Below are records that hold pictures; write out only the lines from their start through the line with "</defs></svg>", exactly, and drop the pictures.

[Entries with page source code]
########

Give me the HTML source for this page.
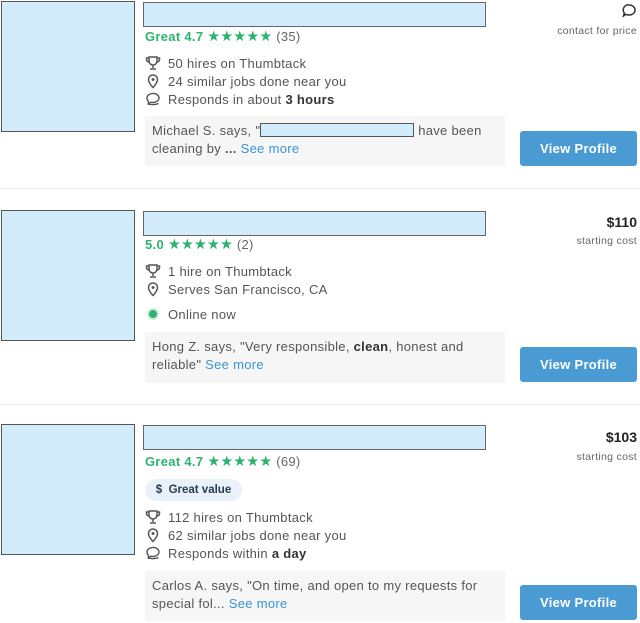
<!DOCTYPE html><html><head><style>
body{margin:0;width:640px;height:623px;background:#fff;font-family:"Liberation Sans",sans-serif;font-size:13px;letter-spacing:0.3px;color:#555;position:relative;overflow:hidden}
.a{position:absolute}
.img{background:#d3ecfb;border:1.5px solid #555;box-sizing:border-box}
.ttl{background:#d3ecfb;border:1.5px solid #666;box-sizing:border-box;left:143px;width:343px;height:25px}
.rt{left:145px;color:#2db36f;font-weight:bold;font-size:13px;white-space:nowrap}
.rt .n{color:#666;font-weight:normal}
.st{color:#2db36f;letter-spacing:0;font-weight:normal;font-size:14.5px}
.ln{left:145px;white-space:nowrap;height:18px;line-height:18px}
.ln svg{vertical-align:-3px;margin-right:7px}
.q{left:145px;width:360px;background:#f6f6f6;box-sizing:border-box;padding:6px 7px;line-height:18px;color:#555}
.q a{color:#3a93d6}
.btn{left:520px;width:117px;height:35px;background:#4a9ad4;color:#fff;font-weight:bold;font-size:13px;text-align:center;line-height:35px;border-radius:3px}
.pr{right:3px;text-align:right;color:#222;font-weight:bold;font-size:14px;letter-spacing:0}
.sc{right:3px;text-align:right;font-size:10.5px;color:#666}
.hr{left:0;width:640px;height:1px;background:#e6e6e6}
.blank{display:inline-block;background:#d3ecfb;border:1px solid #555;height:12px;vertical-align:-2px}
</style></head><body>
<svg width="0" height="0" style="position:absolute"><defs>
<g id="tr"><path d="M4 2h8v4a4 4 0 0 1-8 0z M4 3H1.5v1.5a2.5 2.5 0 0 0 2.7 2.5 M12 3h2.5v1.5a2.5 2.5 0 0 1-2.7 2.5 M8 10v3 M5 14h6" fill="none" stroke="#555" stroke-width="1.5"/></g>
<g id="pin"><path d="M8 14.5s-4.5-4.5-4.5-8a4.5 4.5 0 0 1 9 0c0 3.5-4.5 8-4.5 8z" fill="none" stroke="#555" stroke-width="1.5"/><circle cx="8" cy="6.5" r="1.5" fill="#555"/></g>
<g id="ch"><path d="M2 7a6 4.5 0 1 1 4 4.2L3.5 13V10.5A4.5 4.5 0 0 1 2 7z M2.5 12.5c3 1.5 8 1.5 11 0" fill="none" stroke="#555" stroke-width="1.4"/></g>
</defs></svg>

<!-- card 1 -->
<div class="a img" style="left:1px;top:1px;width:134px;height:131px"></div>
<div class="a ttl" style="top:2px"></div>
<div class="a rt" style="top:29px">Great 4.7 <span class="st">★★★★★</span> <span class="n">(35)</span></div>
<div class="a ln" style="top:55px"><svg width="16" height="16"><use href="#tr"/></svg>50 hires on Thumbtack</div>
<div class="a ln" style="top:73px"><svg width="16" height="16"><use href="#pin"/></svg>24 similar jobs done near you</div>
<div class="a ln" style="top:91px"><svg width="16" height="16"><use href="#ch"/></svg>Responds in about <b style="color:#333">3 hours</b></div>
<div class="a q" style="top:116px;height:50px">Michael S. says, "<span class="blank" style="width:152px"></span> have been cleaning by <b>...</b> <a>See more</a></div>
<div class="a btn" style="top:131px">View Profile</div>
<svg class="a" style="left:621px;top:3px" width="16" height="16"><path d="M8 2a6 5 0 1 1-3 9.3L2.5 13l.8-3A5 5 0 0 1 8 2z" fill="none" stroke="#333" stroke-width="1.5"/></svg>
<div class="a sc" style="top:25px">contact for price</div>
<div class="a hr" style="top:188px"></div>

<!-- card 2 -->
<div class="a img" style="left:1px;top:210px;width:134px;height:131px"></div>
<div class="a ttl" style="top:211px"></div>
<div class="a rt" style="top:237px">5.0 <span class="st">★★★★★</span> <span class="n">(2)</span></div>
<div class="a ln" style="top:263px"><svg width="16" height="16"><use href="#tr"/></svg>1 hire on Thumbtack</div>
<div class="a ln" style="top:281px"><svg width="16" height="16"><use href="#pin"/></svg>Serves San Francisco, CA</div>
<div class="a ln" style="top:306px"><svg width="16" height="16"><circle cx="8" cy="8" r="6" fill="#cdebd9"/><circle cx="8" cy="8" r="4" fill="#2db36f"/></svg>Online now</div>
<div class="a q" style="top:332px;height:51px">Hong Z. says, "Very responsible, <b style="color:#333">clean</b>, honest and<br>reliable" <a>See more</a></div>
<div class="a btn" style="top:347px">View Profile</div>
<div class="a pr" style="top:214px">$110</div>
<div class="a sc" style="top:235px">starting cost</div>
<div class="a hr" style="top:404px"></div>

<!-- card 3 -->
<div class="a img" style="left:1px;top:424px;width:134px;height:131px"></div>
<div class="a ttl" style="top:425px"></div>
<div class="a rt" style="top:454px">Great 4.7 <span class="st">★★★★★</span> <span class="n">(69)</span></div>
<div class="a" style="left:145px;top:479px;width:97px;height:22px;background:#e9f1fb;border-radius:11px;color:#2a3a50;font-weight:bold;font-size:11.5px;letter-spacing:0;line-height:22px;text-align:center">$&nbsp; Great value</div>
<div class="a ln" style="top:509px"><svg width="16" height="16"><use href="#tr"/></svg>112 hires on Thumbtack</div>
<div class="a ln" style="top:527px"><svg width="16" height="16"><use href="#pin"/></svg>62 similar jobs done near you</div>
<div class="a ln" style="top:545px"><svg width="16" height="16"><use href="#ch"/></svg>Responds within <b style="color:#333">a day</b></div>
<div class="a q" style="top:571px;height:50px">Carlos A. says, "On time, and open to my requests for<br>special fol... <a>See more</a></div>
<div class="a btn" style="top:585px">View Profile</div>
<div class="a pr" style="top:429px">$103</div>
<div class="a sc" style="top:451px">starting cost</div>
</body></html>
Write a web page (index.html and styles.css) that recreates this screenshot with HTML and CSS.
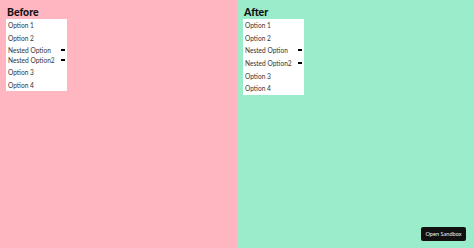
FILE: index.html
```
<!DOCTYPE html>
<html lang="en">
<head>
    <meta charset="UTF-8">
    <meta name="viewport" content="width=device-width, initial-scale=1.0">
    <title>Nested Menu</title>
    <link rel="stylesheet" href="styles.css">
</head>
<body>
    <div class="panes">
        <div class="pane pane-before">
            <h1 class="pane-title">Before</h1>
            <ul class="menu">
                <li class="menu-item">Option 1</li>
                <li class="menu-item">Option 2</li>
                <li class="nested">
                    <div class="menu-item nested-item">Nested Option <span class="dash"></span></div>
                    <div class="menu-item nested-item">Nested Option2 <span class="dash"></span></div>
                </li>
                <li class="menu-item">Option 3</li>
                <li class="menu-item">Option 4</li>
            </ul>
        </div>
        <div class="pane pane-after">
            <h1 class="pane-title">After</h1>
            <ul class="menu">
                <li class="menu-item">Option 1</li>
                <li class="menu-item">Option 2</li>
                <li class="menu-item">Nested Option <span class="dash"></span></li>
                <li class="menu-item">Nested Option2 <span class="dash"></span></li>
                <li class="menu-item">Option 3</li>
                <li class="menu-item">Option 4</li>
            </ul>
        </div>
    </div>
    <a class="sandbox-button" href="#">Open Sandbox</a>
</body>
</html>
```
FILE: styles.css
```
body {
    margin: 0;
    font-family: Lato, "Open Sans", sans-serif;
    color: #222;
}
.panes {
    display: flex;
    height: 248px;
}
.pane {
    flex: 1;
    padding: 0 6px;
}
.pane-before {
    background-color: #ffb6c1;
}
.pane-after {
    background-color: #9aecca;
}
.pane-title {
    margin: 6px 0 0;
    padding-left: 1px;
    font-size: 10.5px;
    line-height: 13px;
    font-weight: 900;
    color: #111;
}
.menu {
    list-style: none;
    margin: 0;
    padding: 0;
    width: 61px;
    background-color: #fff;
}
.menu-item {
    display: flex;
    align-items: center;
    justify-content: space-between;
    height: 12.6px;
    padding: 0 2px;
    font-size: 6.6px;
    color: #333;
}
.nested {
    padding-top: 1.3px;
    height: 20.2px;
}
.nested-item {
    height: 10px;
}
.dash {
    display: inline-block;
    width: 4px;
    height: 2px;
    margin-right: 0.5px;
    background-color: #000;
}
.sandbox-button {
    position: fixed;
    right: 8px;
    bottom: 7px;
    padding: 0 4.5px;
    height: 14px;
    line-height: 14px;
    font-size: 5.6px;
    color: #eee;
    background-color: #111;
    border-radius: 2px;
    text-decoration: none;
}
```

########

## FINAL RESULT
Give me the HTML source for this page.
<!DOCTYPE html><html><head><style>
body{margin:0;width:640px;height:623px;background:#fff;font-family:"Liberation Sans",sans-serif;font-size:13px;letter-spacing:0.3px;color:#555;position:relative;overflow:hidden}
.a{position:absolute}
.img{background:#d3ecfb;border:1.5px solid #555;box-sizing:border-box}
.ttl{background:#d3ecfb;border:1.5px solid #666;box-sizing:border-box;left:143px;width:343px;height:25px}
.rt{left:145px;color:#2db36f;font-weight:bold;font-size:13px;white-space:nowrap}
.rt .n{color:#666;font-weight:normal}
.st{color:#2db36f;letter-spacing:0;font-weight:normal;font-size:14.5px}
.ln{left:145px;white-space:nowrap;height:18px;line-height:18px}
.ln svg{vertical-align:-3px;margin-right:7px}
.q{left:145px;width:360px;background:#f6f6f6;box-sizing:border-box;padding:6px 7px;line-height:18px;color:#555}
.q a{color:#3a93d6}
.btn{left:520px;width:117px;height:35px;background:#4a9ad4;color:#fff;font-weight:bold;font-size:13px;text-align:center;line-height:35px;border-radius:3px}
.pr{right:3px;text-align:right;color:#222;font-weight:bold;font-size:14px;letter-spacing:0}
.sc{right:3px;text-align:right;font-size:10.5px;color:#666}
.hr{left:0;width:640px;height:1px;background:#e6e6e6}
.blank{display:inline-block;background:#d3ecfb;border:1px solid #555;height:12px;vertical-align:-2px}
</style></head><body>
<svg width="0" height="0" style="position:absolute"><defs>
<g id="tr"><path d="M4 2h8v4a4 4 0 0 1-8 0z M4 3H1.5v1.5a2.5 2.5 0 0 0 2.7 2.5 M12 3h2.5v1.5a2.5 2.5 0 0 1-2.7 2.5 M8 10v3 M5 14h6" fill="none" stroke="#555" stroke-width="1.5"/></g>
<g id="pin"><path d="M8 14.5s-4.5-4.5-4.5-8a4.5 4.5 0 0 1 9 0c0 3.5-4.5 8-4.5 8z" fill="none" stroke="#555" stroke-width="1.5"/><circle cx="8" cy="6.5" r="1.5" fill="#555"/></g>
<g id="ch"><path d="M2 7a6 4.5 0 1 1 4 4.2L3.5 13V10.5A4.5 4.5 0 0 1 2 7z M2.5 12.5c3 1.5 8 1.5 11 0" fill="none" stroke="#555" stroke-width="1.4"/></g>
</defs></svg>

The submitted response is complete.